By Nicholas Thomas, Instructor – As my first full academic year on the College of Business faculty comes to a close, I’d like to reflect on how DePaul’s professional development opportunities helped me transition to teaching and generated pride in DePaul.
I offer this examination with two purposes in mind. First, the myriad of professional development opportunities at DePaul made the transition into my first year a highly rewarding experience and I encourage my colleagues to participate in similar opportunities. Like a freshman transitioning to college in their late teens, my first year as a faculty member was, at times, overwhelming. As a new arrival to the DePaul faculty, I had heard stories from my predecessors about what the next decade of my life was going to consist of – teaching, service and research. While I had confidence in my abilities, I was still uncertain how I would transition to the culture at DePaul. The university is well-respected around the world and has high expectations of its faculty and staff.
During my new faculty orientation, I heard that development opportunities existed at DePaul, but at the time, I doubted I would have time or the energy to participate in any of them.

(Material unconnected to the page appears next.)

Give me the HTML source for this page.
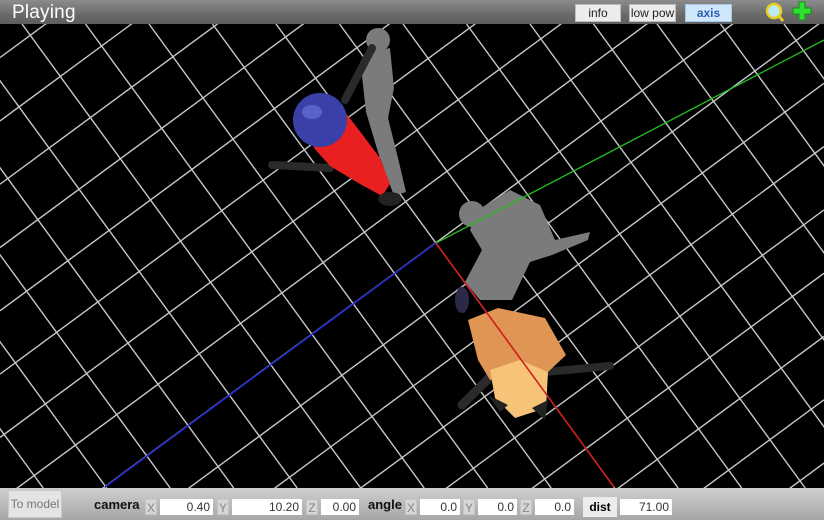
<!DOCTYPE html>
<html style="overflow:hidden"><head><style>
html,body{margin:0;width:824px;height:520px;overflow:hidden}
body{background:#000;font-family:"Liberation Sans",sans-serif;position:relative}
#top{position:absolute;left:0;top:0;width:824px;height:24px;background:linear-gradient(#8c8c8c,#6a6a6a 60%,#5e5e5e)}
#top .t{position:absolute;left:12px;top:2px;color:#fff;font-size:19px;letter-spacing:0.2px}
.tb{position:absolute;top:4px;height:18px;background:#ececec;border:1px solid #bdbdbd;box-sizing:border-box;font-size:12px;line-height:16px;text-align:center;color:#222}
#bot{position:absolute;left:0;top:488px;width:824px;height:32px;background:linear-gradient(#cfcfcf,#a6a6a6);overflow:hidden}
.bx{position:absolute;top:11px;height:16px;font-size:12px;line-height:16px;box-sizing:border-box}
.lab{background:#d6d6d6;color:#888;width:12px;text-align:center;border:1px solid #c4c4c4}
.in{background:#fff;text-align:right;padding-right:3px;color:#333}
.bl{font-weight:bold;color:#111;font-size:13px;top:9px}
</style></head><body>
<svg width="824" height="520" style="position:absolute;left:0;top:0;display:block">
<defs><clipPath id="c"><rect x="0" y="24" width="824" height="464"/></clipPath></defs>
<g clip-path="url(#c)">
<path fill="none" stroke="#c8c8c8" stroke-width="1.4" d="
M-295.5 24L43.2 488M-232 24L106.7 488M-168.5 24L170.2 488M-105 24L233.7 488M-41.5 24L297.2 488M22 24L360.7 488M85.5 24L424.2 488M149 24L487.7 488M212.5 24L551.2 488M276 24L614.7 488M339.5 24L678.2 488M403 24L741.7 488M466.5 24L805.2 488M530 24L868.7 488M593.5 24L932.2 488M657 24L995.7 488M720.5 24L1059.2 488M784 24L1122.7 488
M0 57.6L824 -549.7M0 120.9L824 -486.4M0 184.2L824 -423.1M0 247.5L824 -359.8M0 310.8L824 -296.5M0 374.1L824 -233.2M0 437.4L824 -169.9M0 500.7L824 -106.6M0 564L824 -43.3M0 627.3L824 20M0 690.6L824 83.3M0 753.9L824 146.6M0 817.2L824 209.9M0 880.5L824 273.2M0 943.8L824 336.5M0 1007.1L824 399.8M0 1070.4L824 463.1"/>
</g>
<g fill="#7b7b7b">
<circle cx="378" cy="40" r="12"/>
<polygon points="364,55 390,48 394,88 388,118 398,158 406,192 394,196 378,152 366,112 362,76"/>
<polygon points="478,210 510,190 540,205 555,240 590,232 588,240 552,255 530,262 512,300 480,300 465,282 482,250 470,230"/>
<circle cx="472" cy="214" r="13"/>
</g>
<g stroke="#2a2a2a" stroke-linecap="round" fill="none">
<line x1="272" y1="165" x2="330" y2="168" stroke-width="8"/>
<line x1="345" y1="100" x2="372" y2="48" stroke-width="8"/>
</g>
<polygon fill="#e82020" points="312,128 345,112 362,134 380,158 390,184 382,196 360,184 330,166 314,148"/>
<ellipse cx="390" cy="199" rx="12" ry="7" fill="#222"/>
<circle cx="320" cy="120" r="27" fill="#3a40a8"/>
<ellipse cx="312" cy="112" rx="10" ry="7" fill="#5a62c8"/>
<ellipse cx="462" cy="300" rx="7" ry="13" fill="#2a2a48"/>
<g stroke="#2a2a2a" stroke-linecap="round" fill="none">
<line x1="462" y1="405" x2="502" y2="365" stroke-width="9"/>
<line x1="545" y1="372" x2="610" y2="366" stroke-width="8"/>
</g>
<polygon fill="#df9553" points="468,320 498,308 545,318 566,355 548,372 520,372 490,380 478,360"/>
<polygon fill="#f6c378" points="490,370 520,360 548,372 546,408 515,418 495,398"/>
<polygon fill="#222" points="488,395 508,405 500,412"/>
<polygon fill="#222" points="532,408 548,400 545,420"/>
<line x1="436" y1="243" x2="824" y2="40" stroke="#22c022" stroke-width="1.3"/>
<line x1="436" y1="243" x2="105" y2="487" stroke="#1a22d0" stroke-width="1.5"/>
<line x1="436" y1="243" x2="614" y2="487" stroke="#d01818" stroke-width="1.5"/>
</svg>
<div id="top"><div class="t">Playing</div>
<div class="tb" style="left:575px;width:46px">info</div>
<div class="tb" style="left:629px;width:47px">low pow</div>
<div class="tb" style="left:685px;width:47px;background:#cfe6fb;color:#2a5fb0;font-weight:bold;border-color:#a8c8e8">axis</div>
<svg width="50" height="24" style="position:absolute;left:764px;top:0">
<circle cx="10" cy="11" r="7" fill="#bfe8f0" stroke="#e8d020" stroke-width="2.5"/>
<line x1="15" y1="16" x2="19" y2="21" stroke="#e8d020" stroke-width="3"/>
<path d="M35 2h6v6h6v6h-6v6h-6v-6h-6v-6h6z" fill="#30e030" stroke="#109010" stroke-width="1"/>
</svg>
</div>
<div id="bot">
<div class="bx" style="left:8px;top:2px;width:54px;height:28px;background:#e4e4e4;border:1px solid #c8c8c8;color:#777;text-align:center;line-height:26px">To model</div>
<div class="bx bl" style="left:94px">camera</div>
<div class="bx lab" style="left:145px">X</div><div class="bx in" style="left:160px;width:53px">0.40</div>
<div class="bx lab" style="left:217px">Y</div><div class="bx in" style="left:232px;width:70px">10.20</div>
<div class="bx lab" style="left:306px">Z</div><div class="bx in" style="left:321px;width:38px">0.00</div>
<div class="bx bl" style="left:368px">angle</div>
<div class="bx lab" style="left:405px">X</div><div class="bx in" style="left:420px;width:40px">0.0</div>
<div class="bx lab" style="left:463px">Y</div><div class="bx in" style="left:478px;width:39px">0.0</div>
<div class="bx lab" style="left:520px">Z</div><div class="bx in" style="left:535px;width:39px">0.0</div>
<div class="bx" style="left:583px;top:9px;height:20px;width:34px;background:#ececec;font-weight:bold;text-align:center;line-height:20px">dist</div>
<div class="bx in" style="left:620px;width:52px">71.00</div>
</div>
</body></html>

Several weeks after getting settled, however, I was intrigued by an email from the DePaul Teaching Commons
advertising the Teaching & Learning Certificate Program
, a series of workshops designed to improve faculty skills in the classroom. I decided to attend. These workshops were free of charge, were offered at numerous times that fit within faculty members’ complex schedules, and were conducted in environments that mirrored what we provide for our students (modern facilities, passionate instructors, etc.).
As the days of the autumn, winter and spring quarters ticked away, I began to realize that DePaul offered a plethora of other development opportunities. I ended up participating in others at the university level (Ethics Across the Curriculum, DePaul Online Teaching Series) and in the College of Business (Technology Tuesdays). Through these sessions I was able to improve my teaching and service skills while simultaneously building professional relationships with colleagues across the university.
Second, I’d like to publicly show how much I appreciate the other faculty and staff who facilitated these development sessions. Their efforts ensured that I improved professionally and became integrated into the DePaul family. You could tell that all of them, regardless of being faculty or staff, took pride in their role in the development of their DePaul family. They would answer all questions, stay late to continue discussions, and welcome feedback on how their workshops could improve. Each of them is a valuable asset to DePaul, and it makes me proud to be associated with this community.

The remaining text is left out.